STEFANO FRESI. LA CARRIERA.

Nato nel 1974, Stefano Fresi dopo la maturità classica e il diploma in conservatorio si iscrive alla facoltà di Lettere e Filosofia. Lascia l’università per cercare lavoro e si avvicina sempre più al teatro e alla musica. Sono queste due passioni a spingerlo pian piano verso il cinema. Debutta con un piccolo ruolo in Almost Blue (2000, Alex Infascelli) e poi arriva il ruolo del “Secco” in Romanzo Criminale (2005, Michele Placido). Da allora il cinema diventa un percorso ricco di opportunità.

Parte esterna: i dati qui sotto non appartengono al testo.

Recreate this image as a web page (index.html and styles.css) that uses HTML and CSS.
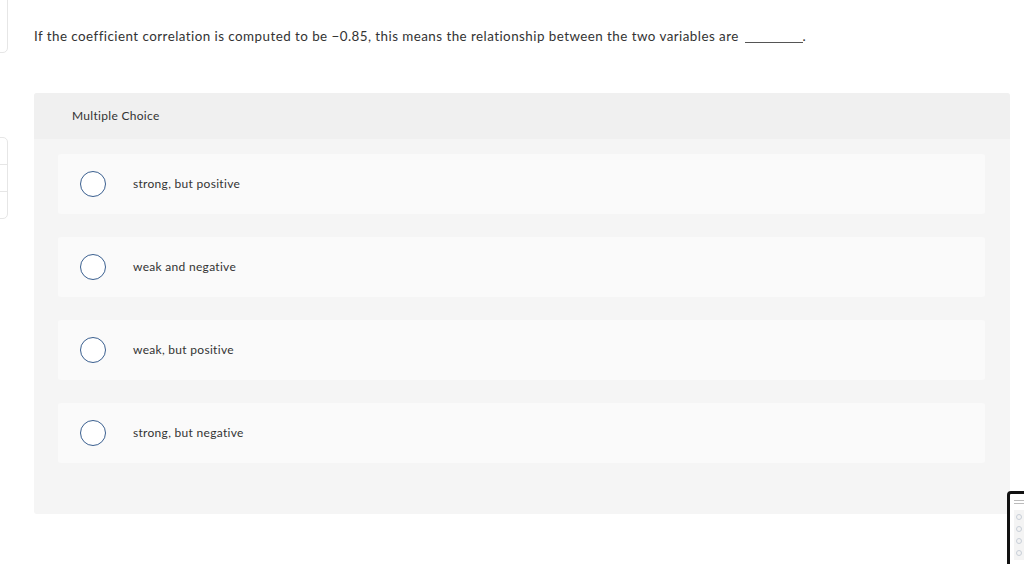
FILE: index.html
```html
<!DOCTYPE html>
<html>
<head>
<meta charset="utf-8">
<link rel="stylesheet" href="styles.css">
</head>
<body>
<div class="side-top"></div>
<div class="side-tools">
  <div class="tool"></div>
  <div class="tool"></div>
  <div class="tool"></div>
</div>
<main class="page">
  <p class="question">If the coefficient correlation is computed to be −0.85, this means the relationship between the two variables are <span class="blank"></span>.</p>
  <section class="panel">
    <div class="panel-head">Multiple Choice</div>
    <div class="panel-body">
      <label class="option"><span class="radio"></span><span class="opt-text">strong, but positive</span></label>
      <label class="option"><span class="radio"></span><span class="opt-text">weak and negative</span></label>
      <label class="option"><span class="radio"></span><span class="opt-text">weak, but positive</span></label>
      <label class="option"><span class="radio"></span><span class="opt-text">strong, but negative</span></label>
    </div>
  </section>
</main>
<div class="thumb">
  <div class="thumb-line"></div>
  <div class="thumb-line short"></div>
  <div class="thumb-panel">
    <div class="thumb-dot"></div>
    <div class="thumb-dot"></div>
    <div class="thumb-dot"></div>
    <div class="thumb-dot"></div>
  </div>
</div>
</body>
</html>
```
FILE: styles.css
```css
html, body {
  margin: 0;
  padding: 0;
  background: #ffffff;
  overflow: hidden;
}
body {
  width: 1024px;
  height: 564px;
  position: relative;
  font-family: Lato, "Liberation Sans", sans-serif;
  color: #333333;
}
.side-top {
  position: absolute;
  left: -10px;
  top: -10px;
  width: 16px;
  height: 61px;
  border: 1px solid #e6e6e6;
  border-radius: 5px;
}
.side-tools {
  position: absolute;
  left: -10px;
  top: 137px;
  width: 16px;
  border: 1px solid #e6e6e6;
  border-radius: 5px;
  display: flex;
  flex-direction: column;
}
.tool {
  height: 26px;
  border-bottom: 1px solid #e6e6e6;
}
.tool:last-child {
  border-bottom: none;
}
.page {
  padding: 27px 14px 0 34px;
}
.question {
  margin: 0;
  font-size: 13.4px;
  line-height: 18px;
  letter-spacing: 0.45px;
  color: #333333;
}
.blank {
  display: inline-block;
  width: 58px;
  height: 1px;
  margin-left: 2px;
  border-bottom: 1px solid #555;
  vertical-align: -2px;
}
.panel {
  margin-top: 48px;
  width: 976px;
  background: #f5f5f5;
  border-radius: 3px;
  overflow: hidden;
}
.panel-head {
  height: 46px;
  background: #f0f0f0;
  padding-left: 38px;
  font-size: 12px;
  line-height: 46px;
  letter-spacing: 0.3px;
  color: #333333;
}
.panel-body {
  padding: 15px 25px 51px 24px;
  display: flex;
  flex-direction: column;
  gap: 23px;
}
.option {
  height: 60px;
  background: #fafafa;
  border-radius: 3px;
  display: flex;
  align-items: center;
  padding-left: 22px;
}
.radio {
  width: 24px;
  height: 24px;
  border: 1.3px solid #3a5f8f;
  border-radius: 50%;
  background: #ffffff;
  flex: none;
}
.opt-text {
  margin-left: 27px;
  margin-top: -1px;
  font-size: 12px;
  letter-spacing: 0.3px;
  color: #333333;
}
.thumb {
  position: absolute;
  left: 1007px;
  top: 491px;
  width: 40px;
  height: 90px;
  background: #ffffff;
  border: 3px solid #111;
  border-radius: 4px;
  padding: 6px 4px;
  box-sizing: border-box;
}
.thumb-line {
  height: 1px;
  background: #bbb;
  margin-bottom: 2px;
}
.thumb-line.short {
  width: 60%;
}
.thumb-panel {
  margin-top: 6px;
  background: #f4f4f4;
  padding: 4px 2px;
  display: flex;
  flex-direction: column;
  gap: 6px;
}
.thumb-dot {
  width: 4px;
  height: 4px;
  border: 1px solid #c8cfd8;
  border-radius: 50%;
}
```
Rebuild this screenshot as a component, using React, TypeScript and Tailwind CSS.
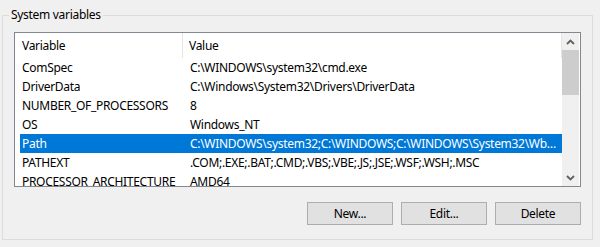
const rows = [
  { name: "ComSpec", value: "C:\\WINDOWS\\system32\\cmd.exe" },
  { name: "DriverData", value: "C:\\Windows\\System32\\Drivers\\DriverData" },
  { name: "NUMBER_OF_PROCESSORS", value: "8" },
  { name: "OS", value: "Windows_NT" },
  {
    name: "Path",
    value:
      "C:\\WINDOWS\\system32;C:\\WINDOWS;C:\\WINDOWS\\System32\\Wbem;C:\\WINDOWS\\System32\\WindowsPowerShell\\v1.0\\",
    selected: true,
  },
  { name: "PATHEXT", value: ".COM;.EXE;.BAT;.CMD;.VBS;.VBE;.JS;.JSE;.WSF;.WSH;.MSC" },
  { name: "PROCESSOR_ARCHITECTURE", value: "AMD64" },
];

function Chevron({ down }: { down?: boolean }) {
  return (
    <svg width="9" height="6" viewBox="0 0 9 6" className={down ? "rotate-180" : ""}>
      <polyline points="1,5 4.5,1.5 8,5" fill="none" stroke="#606060" strokeWidth="1.8" />
    </svg>
  );
}

function Button({ label }: { label: string }) {
  return (
    <button className="h-[23px] w-[86px] border border-[#adadad] bg-[#e1e1e1] text-[12px] leading-none text-black">
      {label}
    </button>
  );
}

export default function App() {
  return (
    <div
      className="h-[247px] w-[600px] overflow-hidden bg-[#f0f0f0] pl-[2px] pt-[15px] text-[12px] tracking-[-0.3px] text-black"
      style={{ fontFamily: '"Segoe UI", "Noto Sans", sans-serif' }}
    >
      <div className="relative h-[225px] w-[591px] border border-[#dcdcdc] pl-[11px] pt-[16px]">
        <span className="absolute -top-[9px] left-[6px] bg-[#f0f0f0] px-[2px] leading-[16px]">
          System variables
        </span>

        <div className="flex h-[155px] w-[567px] border border-[#828790] bg-white">
          <div className="w-[547px] overflow-hidden pl-[5px]">
            <div className="flex h-[25px] items-center">
              <div className="flex h-full w-[163px] items-center border-r border-[#e5e5e5] pl-[2px]">
                Variable
              </div>
              <div className="flex h-full flex-1 items-center border-r border-[#e5e5e5] pl-[6px]">
                Value
              </div>
            </div>
            {rows.map((r) => (
              <div
                key={r.name}
                className={`flex h-[19px] items-center ${r.selected ? "bg-[#0078d7] text-white" : ""}`}
              >
                <div className="w-[164px] shrink-0 truncate pl-[2px]">{r.name}</div>
                <div className="min-w-0 flex-1 truncate pl-[6px] pr-[4px]">{r.value}</div>
              </div>
            ))}
          </div>
          <div className="flex w-[17px] flex-col bg-[#f0f0f0]">
            <div className="flex h-[17px] items-center justify-center">
              <Chevron />
            </div>
            <div className="h-[45px] bg-[#cdcdcd]" />
            <div className="flex-1" />
            <div className="flex h-[17px] items-center justify-center">
              <Chevron down />
            </div>
          </div>
        </div>

        <div className="mt-[15px] flex w-[567px] justify-end gap-[8px]">
          <Button label="New..." />
          <Button label="Edit..." />
          <Button label="Delete" />
        </div>
      </div>
    </div>
  );
}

Da Riprendimi di Anna Negri (2008) a Riflesso (2009, David Petrucci), a Viva l’Italia (2012, Massimiliano Bruno) e Benur – Un gladiatore in affitto (2012, Massimo Andrei). Ma la vera consacrazione cinematografica, quella che reca scritta la parola successo accanto al suo nome arriva nel 2014 con Smetto quando voglio, diretto da Sydney Sibilla.

Siamo alla svolta. Tutti lo chiamano. Diventa il caratterista più apprezzato e talentuoso del cinema italiano. E firma interpretazioni di particolare spessore. Da Ogni maledetto Natale (2014, Luca Vendruscolo, Giacomo Ciarrapico, Mattia Torre) a Noi e la Giulia (2015, Edoardo Leo), da Gli ultimi saranno ultimi (2015, Massimiliano Bruno) a Forever Young (2016, Fausto Brizzi) fino ai due nuovi episodi di Smetto quando voglio, Masterclass e Ad Honorem (entrambi nel 2017) a Nove lune e mezza (2017, Michela Andreozzi), a La casa di famiglia (2017, Augusto Fornari) e a Sconnessi (2018, Christian Marazziti).

Collabora inoltre con diverse scuole di musica e tiene seminari di composizione. Come compositore ha affiancato molti nomi importanti del cinema italiano come Giuseppe Tornatore, Gigi Proietti, Attilio Corsini, Leone Pompucci, Anna Negri, Davide Luchetti e Riccardo Grandi.